Astronauts onboard the SpaceX Dragon capsule approach the International Space Station on May 31st (photo via SpaceX).

Tesla Shares Continue Rocket Higher

At the end of May, Elon Musk's SpaceX sent two astronauts into space - the first manned launch from U.S. soil in nine years. Also at the end of May, Tesla (TSLA) made our list of top ten names. The stock was up 256% over the next six months.

And it was up about another 25% since the end of November, as of Monday's close.

Data by YCharts

Still Bullish...

Our system is still bullish on Tesla. According to its analysis of total returns and options market sentiment, Tesla was our #2 ranked name on Monday, in terms of its potential return over the next six months. It was the only name from the May 28th top names cohort to appear in the January 4th cohort.

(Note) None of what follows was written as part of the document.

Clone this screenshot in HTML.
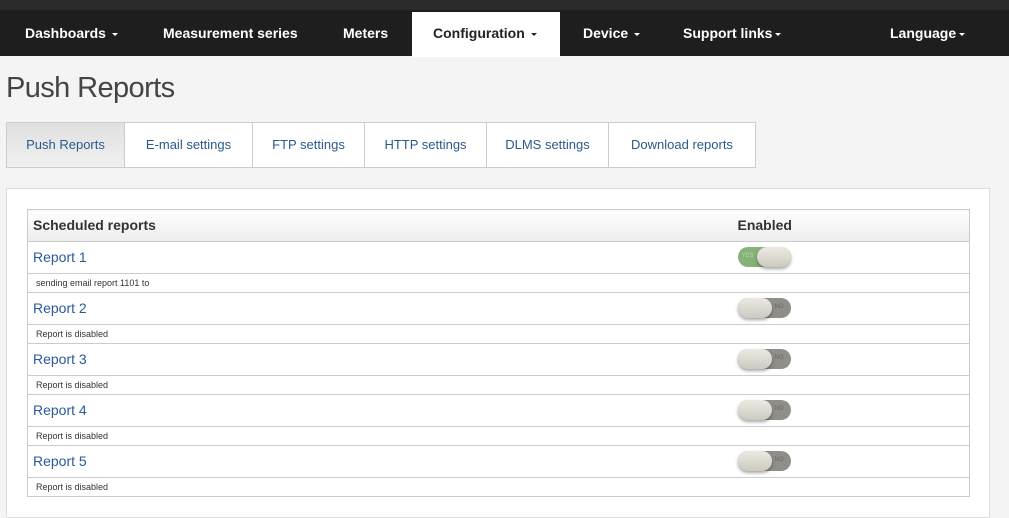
<!DOCTYPE html>
<html><head><style>
*{box-sizing:border-box;margin:0;padding:0}
body{width:1009px;height:506px;overflow:hidden;background:#f4f4f4;font-family:"Liberation Sans",sans-serif;position:relative}
.top{position:absolute;left:0;top:0;width:1009px;height:10px;background:#2b2b2b}
.nav{position:absolute;left:0;top:10px;width:1009px;height:46px;background:#1e1e1e}
.nav span{position:absolute;top:15px;color:#fff;font-weight:bold;font-size:14px;white-space:nowrap}
.cfg{position:absolute;left:412px;top:12px;width:148px;height:45px;background:#fff}
.caret{display:inline-block;width:0;height:0;border-left:3px solid transparent;border-right:3px solid transparent;border-top:3px solid currentColor;vertical-align:middle;margin-left:6px}
h1{position:absolute;left:6px;top:72px;font-weight:normal;font-size:29px;color:#444;letter-spacing:-0.6px}
.tabs{position:absolute;left:6px;top:122px;height:46px;display:flex;border:1px solid #ccc;background:#fff}
.tabs div{height:44px;line-height:44px;font-size:13px;color:#2a5a8a;border-right:1px solid #ccc;text-align:center}
.tabs div:last-child{border-right:none}
.tabs .act{background:linear-gradient(#e0e0e0,#f0f0f0)}
.panel{position:absolute;left:6px;top:188px;width:984px;height:330px;background:#fff;border:1px solid #ddd}
table{position:absolute;left:27px;top:209px;width:943px;border-collapse:collapse}
td,th{border-top:1px solid #ccc;border-bottom:1px solid #ccc}
table{border-left:1px solid #ccc;border-right:1px solid #ccc}
th{height:32px;text-align:left;font-size:14px;color:#333;font-weight:bold;background:linear-gradient(#fff,#ececec);padding-left:5px;padding-bottom:2px}
.r td{height:32px;font-size:14px;color:#2a5a9a;padding-left:5px;padding-bottom:2px}
.s td{height:19px;font-size:9px;color:#333;padding-left:8px}
.tg{position:relative;width:53px;height:20px;border-radius:10px}
.on{background:#86b27a}.off{background:#8f8e89}
.tg b{position:absolute;top:0;width:34px;height:20px;border-radius:10px;background:linear-gradient(#ebe9e2,#cdcbc0);box-shadow:0 2px 3px rgba(0,0,0,.35)}
.on b{right:0}.off b{left:0}
.tg i{position:absolute;top:6px;font-size:6px;font-style:normal}
.on i{left:4px;color:#b8d6a8}.off i{right:7px;color:#666}
</style></head><body>
<div class="top"></div>
<div class="nav">
<span style="left:25px">Dashboards<i class="caret"></i></span>
<span style="left:163px">Measurement series</span>
<span style="left:343px">Meters</span>
<span style="left:583px">Device<i class="caret"></i></span>
<span style="left:683px">Support links<i class="caret" style="margin-left:3px"></i></span>
<span style="left:890px">Language<i class="caret" style="margin-left:3px"></i></span>
</div>
<div class="cfg"><span style="position:absolute;left:21px;top:13px;color:#222;font-weight:bold;font-size:14px;white-space:nowrap">Configuration<i class="caret"></i></span></div>
<h1>Push Reports</h1>
<div class="tabs">
<div class="act" style="width:118px">Push Reports</div>
<div style="width:128px">E-mail settings</div>
<div style="width:112px">FTP settings</div>
<div style="width:122px">HTTP settings</div>
<div style="width:122px">DLMS settings</div>
<div style="width:146px">Download reports</div>
</div>
<div class="panel"></div>
<table>
<tr><th style="width:705px">Scheduled reports</th><th>Enabled</th></tr>
<tr class="r"><td>Report 1</td><td><div class="tg on"><i>YES</i><b></b></div></td></tr>
<tr class="s"><td colspan="2">sending email report 1101 to</td></tr>
<tr class="r"><td>Report 2</td><td><div class="tg off"><i>NO</i><b></b></div></td></tr>
<tr class="s"><td colspan="2">Report is disabled</td></tr>
<tr class="r"><td>Report 3</td><td><div class="tg off"><i>NO</i><b></b></div></td></tr>
<tr class="s"><td colspan="2">Report is disabled</td></tr>
<tr class="r"><td>Report 4</td><td><div class="tg off"><i>NO</i><b></b></div></td></tr>
<tr class="s"><td colspan="2">Report is disabled</td></tr>
<tr class="r"><td>Report 5</td><td><div class="tg off"><i>NO</i><b></b></div></td></tr>
<tr class="s"><td colspan="2">Report is disabled</td></tr>
</table>
</body></html>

...But David Mastran Makes Good Points

But in his January 1st post ("Potential Black Swan Event"),  New Paradigm Fund President David B. Mastran warned that a rise in interest rates could be a black swan causing Tesla to follow Qualcomm's (QCOM) trajectory from 1999:

The story of Qualcomm in 1999 is representative of what we are seeing today. QCOM went from $3 to $100 during that year. The company was the preeminent semiconductor firm supplying integrated circuits for cell phones. At its brief peak, the stock was worth $150 billion. It was trading at a p/e of over 300 and at 38X revenues. The story for QCOM was very exciting. They had 90% of the market and were expected to maintain most of that going forward, given all the patents they held.

Cell phones were going to be big! There were going to be “smart phones” able to take pictures and even videos. Cell phones would allow us to “surf the internet.” And someday, when storage caught up, we would even be able to watch movies on our phones. All these predictions seemed akin to flying cars at the time. But the funny thing is that all the predictions that sent QCOM up turned out to be true! And if anything, the predictions were understated. QCOM has owned the integrated circuit market for cell phones for 20+ years. Cell phones are wildly more successful than anyone imagined.

So the analysts got the fundamentals right. But they got the stock price wrong.

Business Success, Stock Sorrow

Mastran goes on to note that Qualcomm dropped from $100 per share at the end of 1999 to $12 per share in 2002, and that Qualcomm shares didn't reach $100 again until last summer. The point Mastran makes here is an excellent one: you can get the investment thesis right, and still lose money on the investment if its valuation has already priced in its rosy future. He suggests this may be the case with Tesla too:

The poster child of today’s technology bull market is Tesla. The market is giving credit to TSLA for not only having their electric vehicles dominate the world, but also their autonomous driving technology, and their battery technology. The key difference between TSLA and QCOM is that TSLA doesn’t have a lock on patents like QCOM did. In fact, Tesla has shared their patents with the world.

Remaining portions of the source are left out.